REQUIRED WORK: Locate each line in the records containing "page". Copy it.

DATASET ENTRIES:
————
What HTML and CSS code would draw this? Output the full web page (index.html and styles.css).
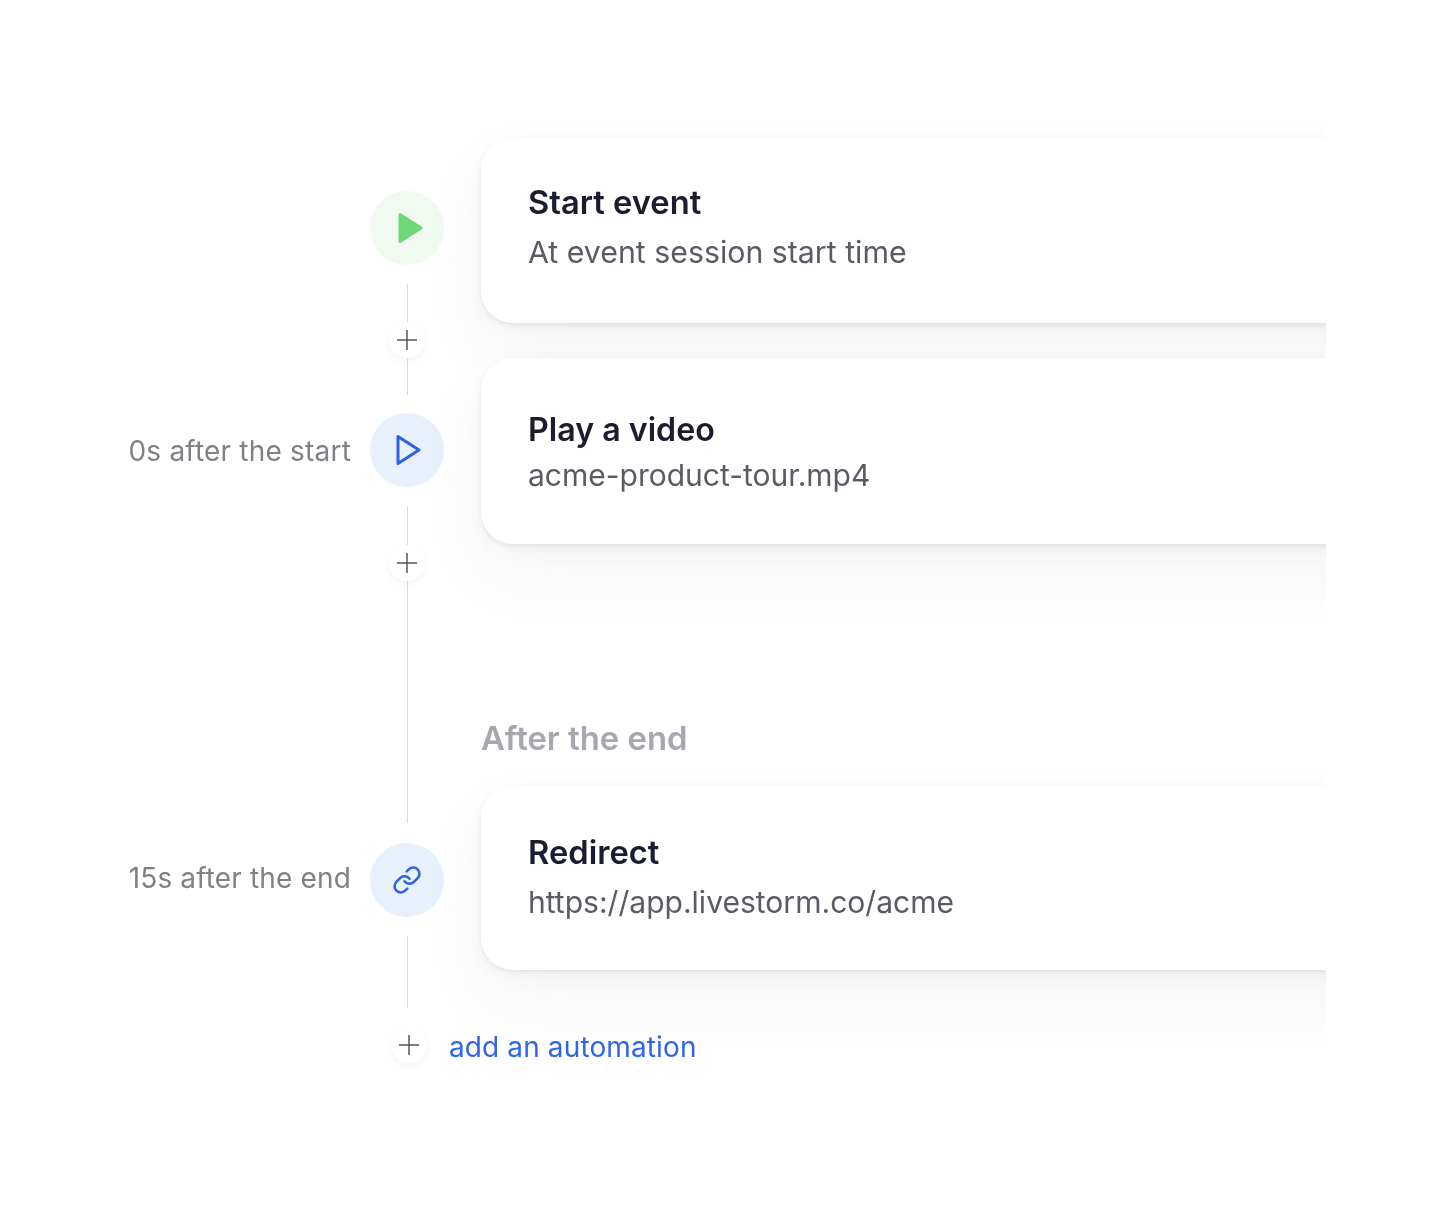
————
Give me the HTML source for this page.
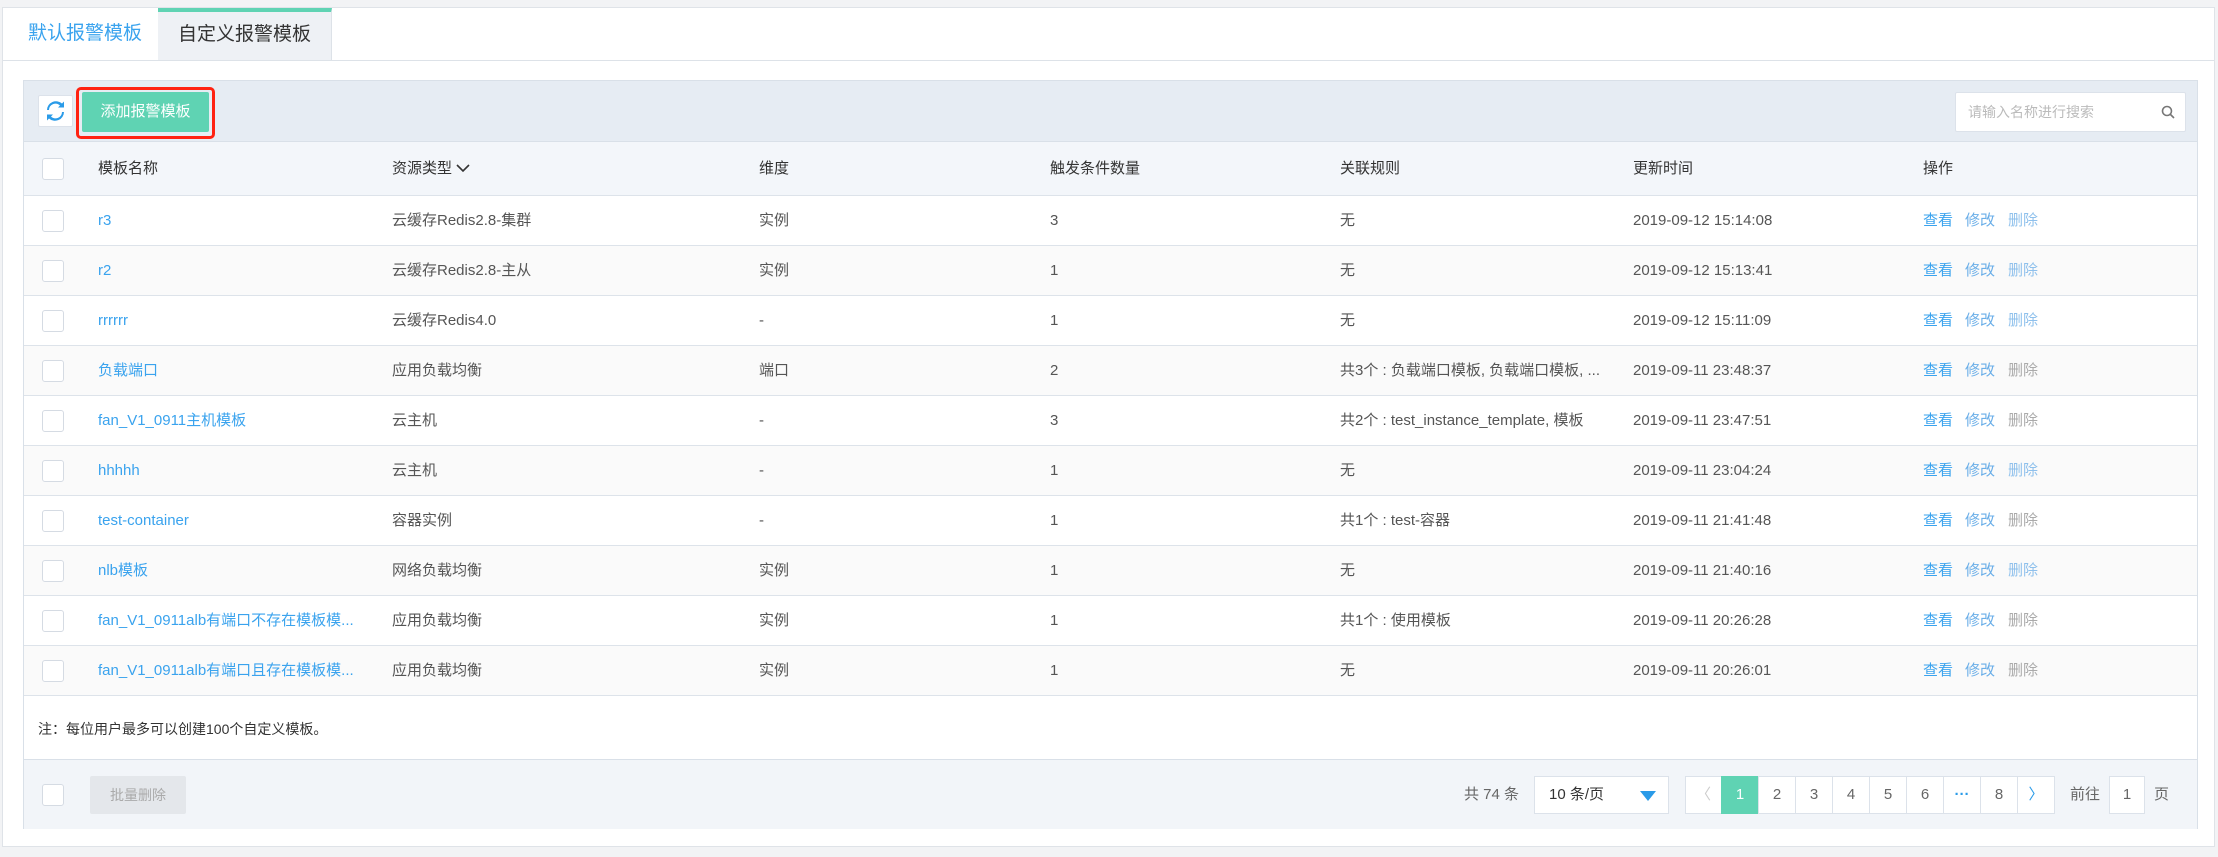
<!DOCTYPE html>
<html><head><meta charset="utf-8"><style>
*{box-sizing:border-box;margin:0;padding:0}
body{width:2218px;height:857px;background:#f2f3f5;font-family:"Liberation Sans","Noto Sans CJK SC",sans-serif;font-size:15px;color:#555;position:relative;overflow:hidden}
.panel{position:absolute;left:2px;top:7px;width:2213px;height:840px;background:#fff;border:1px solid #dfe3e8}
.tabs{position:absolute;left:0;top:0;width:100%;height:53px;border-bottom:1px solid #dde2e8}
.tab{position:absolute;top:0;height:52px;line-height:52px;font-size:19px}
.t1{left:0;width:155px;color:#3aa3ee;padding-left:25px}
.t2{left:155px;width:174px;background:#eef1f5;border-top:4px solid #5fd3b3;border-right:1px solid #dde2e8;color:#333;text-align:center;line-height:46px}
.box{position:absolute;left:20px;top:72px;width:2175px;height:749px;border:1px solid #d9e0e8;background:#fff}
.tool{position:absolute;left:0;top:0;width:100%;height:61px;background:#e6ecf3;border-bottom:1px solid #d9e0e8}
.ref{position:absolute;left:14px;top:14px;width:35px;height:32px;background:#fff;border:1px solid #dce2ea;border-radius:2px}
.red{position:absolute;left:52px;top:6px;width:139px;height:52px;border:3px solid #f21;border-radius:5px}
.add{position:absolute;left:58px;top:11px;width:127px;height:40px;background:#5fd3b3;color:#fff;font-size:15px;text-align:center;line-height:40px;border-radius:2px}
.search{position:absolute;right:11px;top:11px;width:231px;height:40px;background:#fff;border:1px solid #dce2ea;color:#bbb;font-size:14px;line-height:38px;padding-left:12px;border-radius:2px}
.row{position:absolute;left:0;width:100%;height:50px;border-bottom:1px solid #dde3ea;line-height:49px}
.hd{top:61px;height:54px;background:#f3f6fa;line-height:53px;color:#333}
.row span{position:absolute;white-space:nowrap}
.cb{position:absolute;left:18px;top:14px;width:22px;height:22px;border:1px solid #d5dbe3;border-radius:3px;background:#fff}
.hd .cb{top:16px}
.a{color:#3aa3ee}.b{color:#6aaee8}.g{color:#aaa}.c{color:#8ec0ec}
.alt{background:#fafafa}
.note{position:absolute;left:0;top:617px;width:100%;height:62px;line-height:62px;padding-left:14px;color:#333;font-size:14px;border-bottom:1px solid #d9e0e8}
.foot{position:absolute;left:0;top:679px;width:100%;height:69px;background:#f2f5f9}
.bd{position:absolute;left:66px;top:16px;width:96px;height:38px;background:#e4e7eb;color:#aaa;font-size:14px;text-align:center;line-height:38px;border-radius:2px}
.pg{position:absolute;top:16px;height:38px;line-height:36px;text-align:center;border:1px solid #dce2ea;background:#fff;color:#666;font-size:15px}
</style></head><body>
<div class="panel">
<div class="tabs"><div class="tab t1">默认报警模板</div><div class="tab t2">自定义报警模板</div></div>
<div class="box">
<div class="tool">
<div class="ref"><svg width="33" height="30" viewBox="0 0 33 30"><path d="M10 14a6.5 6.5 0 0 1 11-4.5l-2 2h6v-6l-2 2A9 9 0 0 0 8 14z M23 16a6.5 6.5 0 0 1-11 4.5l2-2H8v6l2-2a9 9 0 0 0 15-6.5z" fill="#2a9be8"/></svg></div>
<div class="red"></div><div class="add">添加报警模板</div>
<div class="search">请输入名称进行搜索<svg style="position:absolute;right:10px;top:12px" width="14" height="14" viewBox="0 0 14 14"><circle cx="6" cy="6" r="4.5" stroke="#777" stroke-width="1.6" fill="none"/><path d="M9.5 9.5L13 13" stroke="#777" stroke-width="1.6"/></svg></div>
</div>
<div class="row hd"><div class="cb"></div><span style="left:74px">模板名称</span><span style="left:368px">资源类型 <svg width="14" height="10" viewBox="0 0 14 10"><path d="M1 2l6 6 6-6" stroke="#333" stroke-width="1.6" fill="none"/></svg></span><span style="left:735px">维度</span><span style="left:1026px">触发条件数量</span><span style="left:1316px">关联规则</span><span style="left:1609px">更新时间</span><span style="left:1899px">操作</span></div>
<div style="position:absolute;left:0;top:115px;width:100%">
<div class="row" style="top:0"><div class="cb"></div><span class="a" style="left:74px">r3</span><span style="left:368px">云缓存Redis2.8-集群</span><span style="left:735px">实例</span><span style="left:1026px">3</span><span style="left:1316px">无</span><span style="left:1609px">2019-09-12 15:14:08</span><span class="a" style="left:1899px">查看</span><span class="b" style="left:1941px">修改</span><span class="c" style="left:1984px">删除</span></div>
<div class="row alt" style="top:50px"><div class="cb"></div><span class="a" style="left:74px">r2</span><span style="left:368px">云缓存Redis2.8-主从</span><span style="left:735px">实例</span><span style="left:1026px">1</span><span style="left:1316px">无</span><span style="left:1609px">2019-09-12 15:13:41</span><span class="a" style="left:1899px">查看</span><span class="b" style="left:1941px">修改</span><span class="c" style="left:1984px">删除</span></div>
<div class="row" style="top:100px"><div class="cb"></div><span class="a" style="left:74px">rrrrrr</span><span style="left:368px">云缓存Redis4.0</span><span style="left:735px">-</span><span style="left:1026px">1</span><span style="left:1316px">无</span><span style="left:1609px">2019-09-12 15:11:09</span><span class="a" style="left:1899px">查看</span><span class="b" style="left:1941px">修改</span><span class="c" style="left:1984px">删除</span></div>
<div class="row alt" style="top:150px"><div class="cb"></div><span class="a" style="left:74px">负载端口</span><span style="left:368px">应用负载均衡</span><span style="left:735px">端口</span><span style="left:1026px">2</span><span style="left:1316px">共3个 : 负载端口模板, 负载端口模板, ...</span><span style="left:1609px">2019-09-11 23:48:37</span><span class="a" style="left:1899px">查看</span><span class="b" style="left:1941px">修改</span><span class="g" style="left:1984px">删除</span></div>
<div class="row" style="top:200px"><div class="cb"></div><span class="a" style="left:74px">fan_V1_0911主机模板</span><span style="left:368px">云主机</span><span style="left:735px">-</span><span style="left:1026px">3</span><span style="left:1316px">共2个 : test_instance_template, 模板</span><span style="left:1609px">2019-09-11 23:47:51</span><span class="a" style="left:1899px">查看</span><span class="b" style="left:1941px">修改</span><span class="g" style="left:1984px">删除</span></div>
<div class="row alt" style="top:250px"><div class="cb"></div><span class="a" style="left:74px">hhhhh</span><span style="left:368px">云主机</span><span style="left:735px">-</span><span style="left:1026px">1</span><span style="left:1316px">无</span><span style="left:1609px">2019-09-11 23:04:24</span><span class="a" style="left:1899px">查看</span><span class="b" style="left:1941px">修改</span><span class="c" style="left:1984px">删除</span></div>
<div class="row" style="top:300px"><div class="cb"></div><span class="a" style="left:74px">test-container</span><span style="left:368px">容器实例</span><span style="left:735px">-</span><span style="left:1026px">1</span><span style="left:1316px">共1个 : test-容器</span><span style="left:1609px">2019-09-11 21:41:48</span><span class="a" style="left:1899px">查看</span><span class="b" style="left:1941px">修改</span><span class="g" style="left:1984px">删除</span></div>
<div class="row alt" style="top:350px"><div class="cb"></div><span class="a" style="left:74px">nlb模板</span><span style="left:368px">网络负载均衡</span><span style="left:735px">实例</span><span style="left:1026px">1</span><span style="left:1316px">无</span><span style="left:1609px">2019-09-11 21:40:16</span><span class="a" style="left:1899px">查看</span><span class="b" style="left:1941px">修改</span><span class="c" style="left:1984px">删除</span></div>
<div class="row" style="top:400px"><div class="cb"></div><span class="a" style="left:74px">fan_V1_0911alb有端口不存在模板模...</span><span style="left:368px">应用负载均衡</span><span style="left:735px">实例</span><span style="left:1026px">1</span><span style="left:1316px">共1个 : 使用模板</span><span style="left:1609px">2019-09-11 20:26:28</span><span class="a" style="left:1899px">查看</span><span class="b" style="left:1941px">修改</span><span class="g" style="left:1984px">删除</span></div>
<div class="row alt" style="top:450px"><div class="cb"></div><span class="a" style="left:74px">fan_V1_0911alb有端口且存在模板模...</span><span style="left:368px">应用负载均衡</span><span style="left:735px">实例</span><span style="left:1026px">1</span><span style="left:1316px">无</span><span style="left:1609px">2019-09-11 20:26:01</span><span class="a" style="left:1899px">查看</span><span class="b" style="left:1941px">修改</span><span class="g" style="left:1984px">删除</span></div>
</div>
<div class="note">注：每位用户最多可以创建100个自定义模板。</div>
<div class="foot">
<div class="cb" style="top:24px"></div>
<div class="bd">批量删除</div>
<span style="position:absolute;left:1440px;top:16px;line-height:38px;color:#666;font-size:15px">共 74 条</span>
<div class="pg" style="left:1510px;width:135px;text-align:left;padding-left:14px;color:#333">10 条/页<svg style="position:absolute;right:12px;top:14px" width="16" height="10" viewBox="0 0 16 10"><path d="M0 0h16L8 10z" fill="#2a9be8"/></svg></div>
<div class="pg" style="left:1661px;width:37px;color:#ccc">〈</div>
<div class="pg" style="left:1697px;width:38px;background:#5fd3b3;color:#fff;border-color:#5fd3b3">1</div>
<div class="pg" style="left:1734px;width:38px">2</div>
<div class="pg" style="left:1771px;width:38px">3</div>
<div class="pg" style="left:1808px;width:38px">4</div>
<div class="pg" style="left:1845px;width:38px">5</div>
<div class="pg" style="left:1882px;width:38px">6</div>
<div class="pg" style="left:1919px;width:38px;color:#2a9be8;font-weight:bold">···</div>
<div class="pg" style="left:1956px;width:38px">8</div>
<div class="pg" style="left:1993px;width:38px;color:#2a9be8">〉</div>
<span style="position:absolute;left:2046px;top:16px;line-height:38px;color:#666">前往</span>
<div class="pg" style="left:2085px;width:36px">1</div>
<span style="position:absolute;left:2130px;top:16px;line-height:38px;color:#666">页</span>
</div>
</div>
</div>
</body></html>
————
COMPLETE ANSWER:
What HTML and CSS code would draw this? Output the full web page (index.html and styles.css).
Give me the HTML source for this page.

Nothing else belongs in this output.